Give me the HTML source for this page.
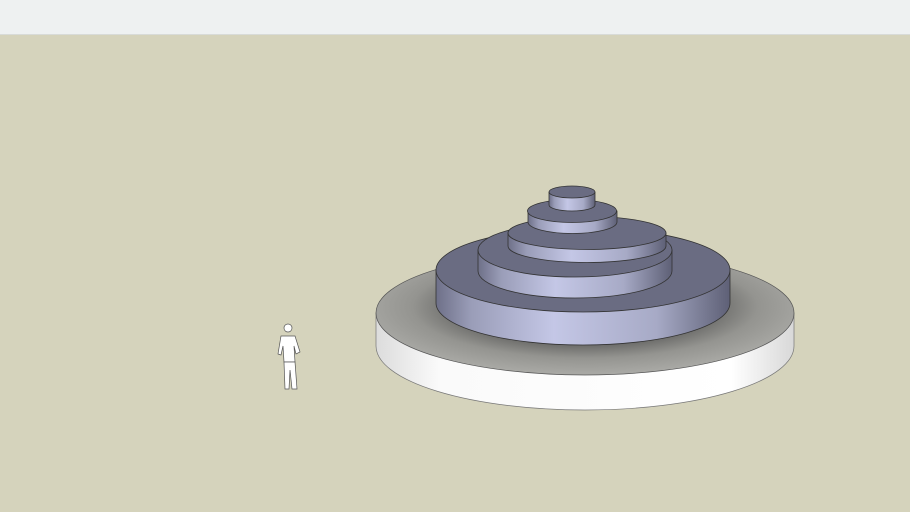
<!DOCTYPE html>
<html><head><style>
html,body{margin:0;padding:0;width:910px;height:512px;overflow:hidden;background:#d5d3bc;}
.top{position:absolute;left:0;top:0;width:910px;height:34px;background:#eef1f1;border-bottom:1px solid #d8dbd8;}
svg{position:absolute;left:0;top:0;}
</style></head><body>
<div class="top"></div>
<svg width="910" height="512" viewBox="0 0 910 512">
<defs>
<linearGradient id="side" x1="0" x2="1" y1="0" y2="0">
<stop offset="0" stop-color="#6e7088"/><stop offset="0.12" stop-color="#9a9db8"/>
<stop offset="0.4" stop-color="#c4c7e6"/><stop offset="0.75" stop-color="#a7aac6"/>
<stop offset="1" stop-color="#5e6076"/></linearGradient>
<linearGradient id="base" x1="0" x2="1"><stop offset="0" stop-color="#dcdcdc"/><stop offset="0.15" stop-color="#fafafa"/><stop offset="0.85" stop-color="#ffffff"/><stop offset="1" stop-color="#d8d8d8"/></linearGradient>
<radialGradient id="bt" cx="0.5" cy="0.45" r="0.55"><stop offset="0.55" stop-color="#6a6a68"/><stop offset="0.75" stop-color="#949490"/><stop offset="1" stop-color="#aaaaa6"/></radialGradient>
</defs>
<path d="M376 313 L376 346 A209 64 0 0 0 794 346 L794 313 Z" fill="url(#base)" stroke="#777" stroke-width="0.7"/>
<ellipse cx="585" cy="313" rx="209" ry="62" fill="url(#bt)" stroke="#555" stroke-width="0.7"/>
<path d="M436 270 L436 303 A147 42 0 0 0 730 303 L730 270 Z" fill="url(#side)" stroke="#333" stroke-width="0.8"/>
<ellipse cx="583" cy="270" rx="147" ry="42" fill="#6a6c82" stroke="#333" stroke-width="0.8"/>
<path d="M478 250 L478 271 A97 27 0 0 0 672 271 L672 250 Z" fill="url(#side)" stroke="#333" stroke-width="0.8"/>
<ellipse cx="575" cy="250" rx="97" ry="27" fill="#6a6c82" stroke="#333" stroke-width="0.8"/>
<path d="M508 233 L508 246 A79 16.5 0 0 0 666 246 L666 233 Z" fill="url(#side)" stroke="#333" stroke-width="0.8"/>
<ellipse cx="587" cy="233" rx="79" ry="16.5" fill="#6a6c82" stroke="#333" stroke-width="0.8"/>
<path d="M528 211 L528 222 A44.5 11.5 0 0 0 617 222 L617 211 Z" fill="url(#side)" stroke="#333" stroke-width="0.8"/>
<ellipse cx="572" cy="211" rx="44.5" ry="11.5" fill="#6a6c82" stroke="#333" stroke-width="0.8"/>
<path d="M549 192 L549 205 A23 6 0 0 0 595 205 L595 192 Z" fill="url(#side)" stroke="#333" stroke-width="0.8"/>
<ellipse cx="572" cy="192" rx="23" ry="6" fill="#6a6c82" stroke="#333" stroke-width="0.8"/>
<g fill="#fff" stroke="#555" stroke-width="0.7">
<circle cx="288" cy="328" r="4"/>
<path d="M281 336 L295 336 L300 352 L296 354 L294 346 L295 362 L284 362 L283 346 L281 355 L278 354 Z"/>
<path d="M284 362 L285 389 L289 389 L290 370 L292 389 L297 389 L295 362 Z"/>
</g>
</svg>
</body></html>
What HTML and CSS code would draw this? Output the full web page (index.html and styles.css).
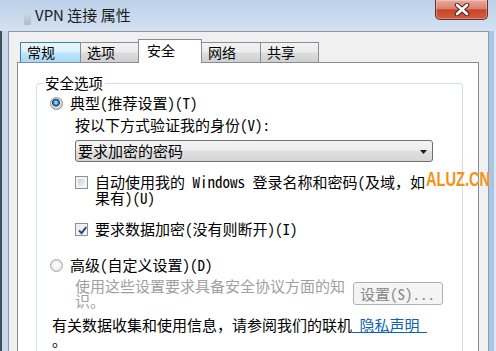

____________________

Leave the images out and output the remaining material exactly as it stands.

> **ANSWER FOR THIS EXERCISE**:
Give me the HTML source for this page.
<!DOCTYPE html>
<html><head><style>
html,body{margin:0;padding:0;width:910px;height:512px;overflow:hidden;background:#d5d3bc;}
.top{position:absolute;left:0;top:0;width:910px;height:34px;background:#eef1f1;border-bottom:1px solid #d8dbd8;}
svg{position:absolute;left:0;top:0;}
</style></head><body>
<div class="top"></div>
<svg width="910" height="512" viewBox="0 0 910 512">
<defs>
<linearGradient id="side" x1="0" x2="1" y1="0" y2="0">
<stop offset="0" stop-color="#6e7088"/><stop offset="0.12" stop-color="#9a9db8"/>
<stop offset="0.4" stop-color="#c4c7e6"/><stop offset="0.75" stop-color="#a7aac6"/>
<stop offset="1" stop-color="#5e6076"/></linearGradient>
<linearGradient id="base" x1="0" x2="1"><stop offset="0" stop-color="#dcdcdc"/><stop offset="0.15" stop-color="#fafafa"/><stop offset="0.85" stop-color="#ffffff"/><stop offset="1" stop-color="#d8d8d8"/></linearGradient>
<radialGradient id="bt" cx="0.5" cy="0.45" r="0.55"><stop offset="0.55" stop-color="#6a6a68"/><stop offset="0.75" stop-color="#949490"/><stop offset="1" stop-color="#aaaaa6"/></radialGradient>
</defs>
<path d="M376 313 L376 346 A209 64 0 0 0 794 346 L794 313 Z" fill="url(#base)" stroke="#777" stroke-width="0.7"/>
<ellipse cx="585" cy="313" rx="209" ry="62" fill="url(#bt)" stroke="#555" stroke-width="0.7"/>
<path d="M436 270 L436 303 A147 42 0 0 0 730 303 L730 270 Z" fill="url(#side)" stroke="#333" stroke-width="0.8"/>
<ellipse cx="583" cy="270" rx="147" ry="42" fill="#6a6c82" stroke="#333" stroke-width="0.8"/>
<path d="M478 250 L478 271 A97 27 0 0 0 672 271 L672 250 Z" fill="url(#side)" stroke="#333" stroke-width="0.8"/>
<ellipse cx="575" cy="250" rx="97" ry="27" fill="#6a6c82" stroke="#333" stroke-width="0.8"/>
<path d="M508 233 L508 246 A79 16.5 0 0 0 666 246 L666 233 Z" fill="url(#side)" stroke="#333" stroke-width="0.8"/>
<ellipse cx="587" cy="233" rx="79" ry="16.5" fill="#6a6c82" stroke="#333" stroke-width="0.8"/>
<path d="M528 211 L528 222 A44.5 11.5 0 0 0 617 222 L617 211 Z" fill="url(#side)" stroke="#333" stroke-width="0.8"/>
<ellipse cx="572" cy="211" rx="44.5" ry="11.5" fill="#6a6c82" stroke="#333" stroke-width="0.8"/>
<path d="M549 192 L549 205 A23 6 0 0 0 595 205 L595 192 Z" fill="url(#side)" stroke="#333" stroke-width="0.8"/>
<ellipse cx="572" cy="192" rx="23" ry="6" fill="#6a6c82" stroke="#333" stroke-width="0.8"/>
<g fill="#fff" stroke="#555" stroke-width="0.7">
<circle cx="288" cy="328" r="4"/>
<path d="M281 336 L295 336 L300 352 L296 354 L294 346 L295 362 L284 362 L283 346 L281 355 L278 354 Z"/>
<path d="M284 362 L285 389 L289 389 L290 370 L292 389 L297 389 L295 362 Z"/>
</g>
</svg>
</body></html>
What HTML and CSS code would draw this? Output the full web page (index.html and styles.css).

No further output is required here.